A healthy and growing business shows retained earnings building over time, which signals that the company is generating enough profit to fund its own expansion. When retained earnings decline or turn negative, it usually means the company has been losing money or paying out more in distributions than it earns.

If a company goes through bankruptcy liquidation, equity holders are last in line for any remaining assets. Federal bankruptcy law establishes a strict priority: secured creditors get paid first, then various categories of unsecured creditors (employees owed wages, tax authorities, trade creditors), then interest payments on those claims, and finally whatever is left goes to the owners. In practice, equity holders in a liquidation frequently receive nothing.

Equity in the Stock Market

When investors talk about “equities,” they mean ownership shares in a company. Buying stock gives you a fractional ownership interest, and with it certain rights that vary by share class.

Common Stock

Common stockholders can vote on major corporate decisions like electing the board of directors, approving mergers, and authorizing stock splits. They may also receive dividends, though companies aren’t required to pay them. The trade-off for these rights is risk: in a liquidation, common shareholders are the absolute last in line, behind bondholders, preferred stockholders, and every other creditor.

Preferred Stock

Preferred stock sits between bonds and common stock in the priority order. Preferred shareholders typically receive a fixed dividend payment and have a higher claim on assets than common shareholders if the company dissolves. The trade-off is that preferred stock usually doesn’t carry voting rights and offers less upside if the company’s value soars.

Fractional Shares

Many brokerages now let you buy a fraction of a share, making it possible to invest in high-priced stocks with small amounts of money. Fractional share owners generally receive proportional dividends, but voting rights are inconsistent. Some brokerages pass along voting rights to fractional shareholders; others don’t. Check your brokerage’s specific policy before assuming you’ll have a say in corporate governance.

Buying on Margin

Margin accounts let you borrow money from your broker to buy more stock than you could afford with cash alone. Federal Reserve Regulation T requires you to put up at least 50% of the purchase price when buying on margin. After that, FINRA’s maintenance rules require you to keep at least 25% of the position’s current market value in your account as equity. If your holdings drop in value and your equity falls below that threshold, you’ll face a margin call requiring you to deposit more cash or sell positions immediately.

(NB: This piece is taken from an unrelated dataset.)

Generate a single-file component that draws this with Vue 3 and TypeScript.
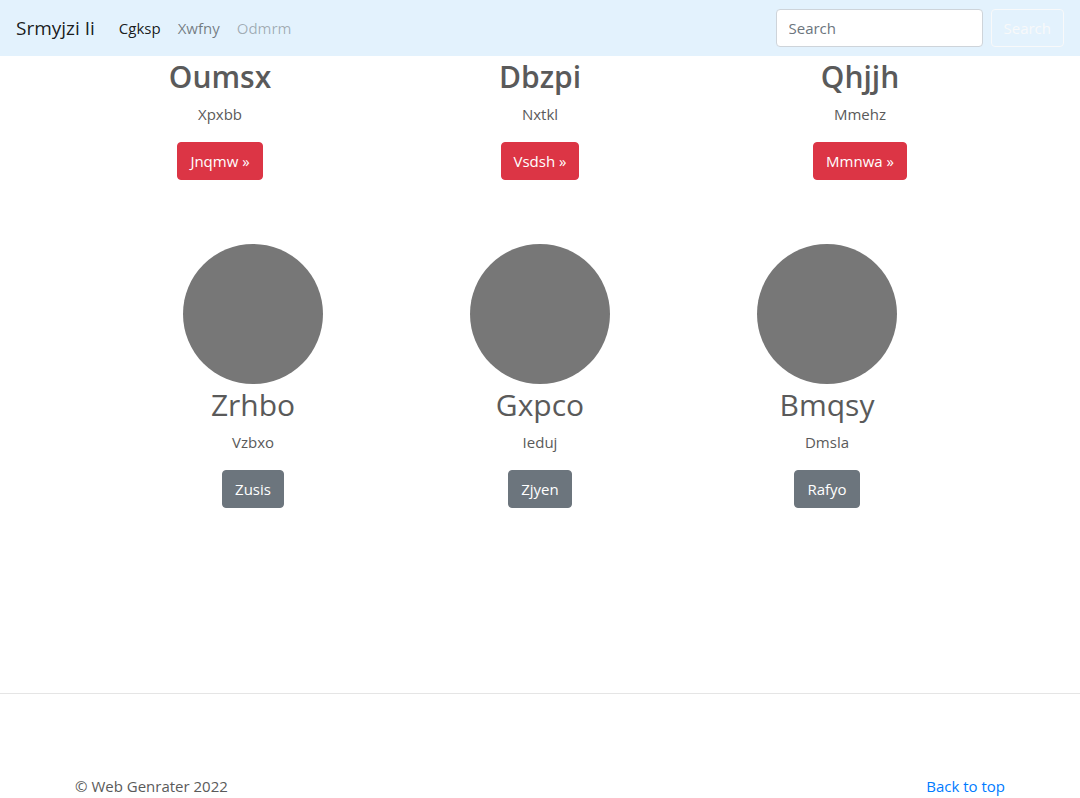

Publicly traded companies must file annual (10-K), quarterly (10-Q), and current (8-K) reports with the Securities and Exchange Commission, all certified by the CEO and CFO. These filings let investors evaluate whether the company’s equity is growing, shrinking, or being diluted by new share issuances.

Equity Compensation From an Employer

Equity compensation is one of the most financially significant and least understood forms of pay. Startups and public companies alike use it to attract talent, and the tax consequences depend heavily on the type of equity you receive.

Stock Options (ISOs and NSOs)

A stock option gives you the right to buy company shares at a set price (the “exercise price” or “strike price”) sometime in the future. The two main types differ sharply in their tax treatment.

Non-qualified stock options (NSOs) are taxed as ordinary income when you exercise them. The taxable amount is the difference between the stock’s current market value and the exercise price you pay. Your employer withholds income and payroll taxes on that spread, just like regular wages.

Incentive stock options (ISOs) get more favorable treatment. You owe no regular income tax when you exercise, though the spread may trigger the alternative minimum tax. If you hold the shares for at least two years from the grant date and one year from the exercise date, any profit when you eventually sell is taxed as a long-term capital gain rather than ordinary income. That holding-period requirement is strict, and failing to meet it converts the gain back to ordinary income. ISOs are also limited: the total value of shares that first become exercisable in any calendar year can’t exceed $100,000.

Restricted Stock Units

Restricted stock units (RSUs) are a promise to deliver actual shares once you hit a vesting milestone, usually a time-based schedule. The tax event happens when the shares vest and are delivered to you. At that point, the fair market value of the shares counts as ordinary income, appears on your W-2, and your employer withholds income and payroll taxes. Any gain or loss after vesting is treated as a capital gain or loss when you eventually sell.

Sweat Equity

Sweat equity is ownership earned through labor rather than cash investment. A co-founder who builds the product while another partner funds the company is earning sweat equity. The IRS treats this the same as any other compensation: the fair market value of the equity at the time it’s granted counts as taxable income. For early-stage startups where the shares have minimal value, the tax bill may be small. For more established companies, it can be substantial.

How Equity Gains Are Taxed

How much tax you owe on equity gains depends almost entirely on how long you held the asset before selling. Stocks, real estate (beyond the home-sale exclusion), and other capital assets all follow the same basic structure.

Short-term capital gains apply to assets held for one year or less. These are taxed at your ordinary federal income tax rate, which ranges from 10% to 37% depending on your total taxable income.

Long-term capital gains apply to assets held for more than one year and receive lower tax rates. For 2026, the federal thresholds are:

  • 0% rate: Taxable income up to $49,450 for single filers or $98,900 for married couples filing jointly.
  • 15% rate: Taxable income from $49,451 to $545,500 for single filers, or $98,901 to $613,700 for married couples filing jointly.
  • 20% rate: Taxable income above $545,500 for single filers or above $613,700 for married couples filing jointly.

On top of those rates, higher earners face a 3.8% net investment income tax on capital gains if their modified adjusted gross income exceeds $200,000 (single) or $250,000 (married filing jointly). That surtax effectively pushes the top long-term capital gains rate to 23.8% for high-income investors. These NIIT thresholds are fixed by statute and have not been adjusted for inflation since they took effect, so more taxpayers cross them each year.